Al cumplirse a principios de siglo la mayoría de edad constitucional del hijo póstumo de Alfonso XII, que, para su mal, nació ya rey, doña María Cristina vio con la serena tranquilidad del deber cumplido que había consumado fielmente la más larga regencia de la historia de España puso en las débiles manos de su hijo integro y sin menoscabo el tesoro de la legitimidad constitucional, y se retiró discretamente a un plano secundario, ajena a toda actividad política, sin más excepción que su prudente y reservada discrepancia con la entrega del poder a Primo de Rivera, en flagrante violación de la Constitución.

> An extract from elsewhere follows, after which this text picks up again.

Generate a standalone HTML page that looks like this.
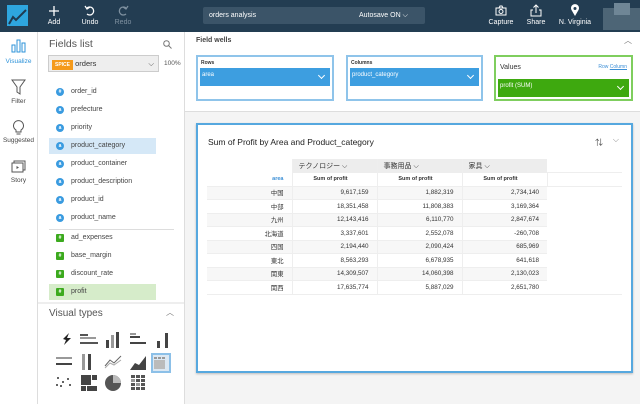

La extranjera que en su viudedad había conquistado el respeto del pueblo español; la regente fiel a las leyes que había jurado; la amante de la música que cerró para siempre su piano en señal de dolor el día de la pérdida de las colonias, esperó tranquila el día de la muerte, que Dios le envió: calladamente la noche del 8 de febrero de 1929, antes de que la mejor reina constitucional de España pasara por el dolor de ver a dónde llevaban a su patria de adopción y de sacrificio las infidelidades al sufragio universal la falta de respeto a la ley fundamental del Estado, la incomprensión de las clases dominantes para con una mitad por lo menos del pueblo español al que día tras día se empujaba hacia una hostilidad implacable contra el régimen, y el personalismo descarado de pigmeos que buscaban en la corona la fuerza que personalmente no tenían.

¿Habrán aprendido la lección, quienes hoy, más de ocho decenios después, se enfrentan con los mismos problemas y pueden cometer los mismos errores?